En conclusión, Napo.
Cuando se despertaba comenzaba a rugir el dragón que lo poseía. Rugía con palabras que maldecían el martes o el jueves o el día que fuera y que ya había echado a andar en aquella Bogotá bucólica de entonces y que nosotros habitamos con la avidez de quienes apenas pasábamos raspando los veinte años.
Cuando se levantaba se volvía un ciclón que ocupaba mucho más de aquella miniatura de apartamento que era un cuarto hechizo en un recodo clandestino de un parque que no existía: en la calle cuarenta y dos bajando de la carrera séptima a mano derecha al fondo.
Asediado por el tiempo, Napo se volvía un ventarrón de malas palabras contra el locutor de Radio Cordillera cuando anunciaba que Ya son las seis de la mañana y cuarenta minutos. ¿Cómo que YA son, guebón?, no me afanés, protestaba. Y seguía resoplando cuando entraba a la ducha, cuando salía de ella, cuando recurría al inhalador, cuando escogía la ropa, cuando batía un jugo instantáneo, cuando salía gruñendo por esa puerta rumbo a la carrera 13 donde se montaría en una buseta que lo llevaría a la oficina de Consumer donde ya había comenzado a ser, tal vez sin saberlo muy bien, Napoleón Franco.
Napo no era un dragón inabordable ni era un ciclón arrasador en aquellas mañanas indelebles. Todo él estaba revestido de una teatralidad muy jocosa y todo aquella disputa con el reloj no marques las horas era su pago a la invención que estaba haciendo de él mismo.
Napo llegaría a Consumer, discutiría la metodología de una encuesta con Oscar Lombana y tomaría decisiones sobre trabajo de campo con Jairo Lombana; sobre las desapacibles hojas de computador señalaría a lápiz números sobresalientes y haría anotaciones al margen para después escribir un informe.

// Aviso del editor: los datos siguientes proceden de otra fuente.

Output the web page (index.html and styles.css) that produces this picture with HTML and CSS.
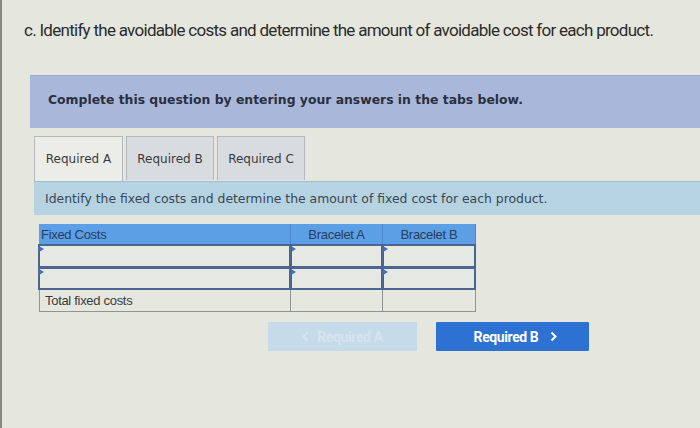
FILE: index.html
```html
<!DOCTYPE html>
<html>
<head>
<meta charset="utf-8">
<link rel="stylesheet" href="styles.css">
</head>
<body>
<div class="page">
  <p class="question">c. Identify the avoidable costs and determine the amount of avoidable cost for each product.</p>
  <div class="banner">Complete this question by entering your answers in the tabs below.</div>
  <div class="tabs">
    <div class="tab active">Required A</div>
    <div class="tab">Required B</div>
    <div class="tab">Required C</div>
  </div>
  <div class="instruction">Identify the fixed costs and determine the amount of fixed cost for each product.</div>
  <div class="grid">
    <div class="hd hd-left">Fixed Costs</div>
    <div class="hd">Bracelet A</div>
    <div class="hd">Bracelet B</div>
    <div class="in"><span class="flag"></span></div>
    <div class="in"><span class="flag"></span></div>
    <div class="in"><span class="flag"></span></div>
    <div class="in"><span class="flag"></span></div>
    <div class="in"><span class="flag"></span></div>
    <div class="in"><span class="flag"></span></div>
    <div class="tot label">Total fixed costs</div>
    <div class="tot"></div>
    <div class="tot"></div>
  </div>
  <div class="nav">
    <div class="btn prev"><svg class="chev" width="7" height="11" viewBox="0 0 7 11"><path d="M5.5 1.5 L1.5 5.5 L5.5 9.5" fill="none" stroke="currentColor" stroke-width="2"/></svg>Required A</div>
    <div class="btn next">Required B<svg class="chev" width="7" height="11" viewBox="0 0 7 11"><path d="M1.5 1.5 L5.5 5.5 L1.5 9.5" fill="none" stroke="currentColor" stroke-width="2"/></svg></div>
  </div>
</div>
</body>
</html>
```
FILE: styles.css
```css
html, body {
  margin: 0;
  padding: 0;
}
body {
  width: 700px;
  height: 428px;
  overflow: hidden;
  background: #e5e7de;
  border-left: 2px solid #8a8a84;
  box-sizing: border-box;
}
.page {
  display: flex;
  flex-direction: column;
}
.question {
  margin: 19px 0 0 22px;
  font-family: Roboto, "Liberation Sans", sans-serif;
  font-size: 17px;
  letter-spacing: -0.72px;
  color: #2b2b2b;
  line-height: 22px;
}
.banner {
  margin: 34px 0 0 28px;
  height: 53px;
  box-sizing: border-box;
  background: #a9b8da;
  font-family: "DejaVu Sans", Verdana, sans-serif;
  font-weight: bold;
  font-size: 12.4px;
  color: #2a2f3f;
  display: flex;
  align-items: center;
  padding: 0 0 6px 18px;
  border-top: 1px solid #98a8cc;
}
.tabs {
  display: flex;
  gap: 3px;
  margin: 8px 0 0 32px;
}
.tab {
  width: 88px;
  height: 44px;
  box-sizing: border-box;
  border: 1px solid #b4b8bd;
  border-bottom: none;
  background: #d8dce0;
  font-family: "DejaVu Sans", Verdana, sans-serif;
  font-size: 12px;
  color: #3a3a3a;
  display: flex;
  align-items: center;
  justify-content: center;
}
.tab.active {
  width: 89px;
  background: #ecece8;
  height: 45px;
}
.instruction {
  margin: 0 0 0 32px;
  height: 34px;
  background: #b6d3e2;
  border-top: 1px solid #9dbfd1;
  box-sizing: border-box;
  font-family: "DejaVu Sans", Verdana, sans-serif;
  font-size: 12.4px;
  color: #3a4652;
  display: flex;
  align-items: center;
  padding-left: 11px;
}
.grid {
  margin: 9px 0 0 37px;
  display: grid;
  grid-template-columns: 252px 92px 93px;
  grid-template-rows: 21px 23px 22px 22px;
  width: 437px;
  font-family: "Liberation Sans", Arial, sans-serif;
  font-size: 13px;
  letter-spacing: -0.3px;
}
.hd {
  background: #5c9fe4;
  color: #2a3d5c;
  display: flex;
  align-items: center;
  justify-content: center;
  border-right: 1px solid #4a86cc;
  box-sizing: border-box;
}
.hd-left {
  justify-content: flex-start;
  padding-left: 2px;
}
.in {
  position: relative;
  border: 2px solid #4b6590;
  margin: -1px 0 0 -1px;
  background: #e6e9e1;
}
.flag {
  position: absolute;
  left: -1px;
  top: 0;
  width: 0;
  height: 0;
  border-top: 3px solid transparent;
  border-bottom: 3px solid transparent;
  border-left: 5px solid #3f6fc0;
}
.tot {
  border: 1px solid #8f9490;
  border-top: none;
  background: #e6e8e0;
  box-sizing: border-box;
}
.tot + .tot {
  border-left: none;
}
.label {
  display: flex;
  align-items: center;
  padding-left: 5px;
  color: #3a3a3a;
}
.nav {
  display: flex;
  gap: 19px;
  margin: 10px 0 0 266px;
}
.btn {
  height: 29px;
  display: flex;
  align-items: center;
  justify-content: center;
  gap: 12px;
  font-family: Roboto, "Liberation Sans", sans-serif;
  font-weight: bold;
  font-size: 14px;
  letter-spacing: -0.4px;
}
.prev {
  width: 149px;
  background: #c5dbe9;
  color: #d6e4ee;
  gap: 8px;
}
.next {
  width: 153px;
  background: #2d72d2;
  color: #ffffff;
  border-radius: 1px;
  padding-left: 6px;
  box-sizing: border-box;
}
```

Al medio día acabaría una relatoría sobre trastornos del estado de ánimo para entregar en la Universidad en clase de dos; a las cuatro participaría en una reunión de estudiantes antes de volver a clase de cinco y a las siete, si había con qué, estaría en Catay desayunando-almorzando-comiendo un bistec a caballo, riéndose a carcajadas y contándole a amigos como yo las conclusiones del día porque qué berraco para sacar conclusiones.
Por lo que hacía, era entonces un contertulio original. Nadie hablaba de lo que hablaba Napo. ¿Por qué crees tú que en el Valle mezclan el vos con el tú? ¿Sabes en qué se diferencia de verdad un cartagenero de un barranquillero? ¿O es que crees que costeño es todo lo que de Caucasia para arriba? Napo todos los días hurgaba en el conocimiento de la colombianidad. Cada día sabía más de usos y costumbres de los colombianos y cada día crecía en el uso de la estadística y de la deducción. Una delicia era el resultado que arrojaba tanto esfuerzo que le significa ir tejiendo con cuidado y con paciencia los hilos que finalmente componen la nacionalidad.
Aquellos de entonces eran días largos que concluían en noches más largas aún y en madrugadas rápidas, y todo estaba sacralizado por la alegría y por la amistad que los muchachos de la época –como los muchachos de todas las épocas— teníamos con la fiesta: entonces éramos aficionados al Onix, probábamos El Platino, jugábamos bolos en el Bolívar, los sábados pasábamos la tarde en el Hobby Center de la 59 abajo. Y buscábamos el amor o como se llamara con ahínco, a veces incluso con desespero, menos Napo que entonces estaba quieto en base de la mano de la inolvidable Marta Navarro, aquella barranquillera atípica porque transmitía una dulce timidez y que vivía por la 53 con Caracas y con quien a veces íbamos a Los Arrieros que quedaba en Cajicá y comíamos helados San Jerónimo.
Todo eso hacíamos y de todo eso Napo le sacaba conclusiones. Porque qué berraco para sacar conclusiones.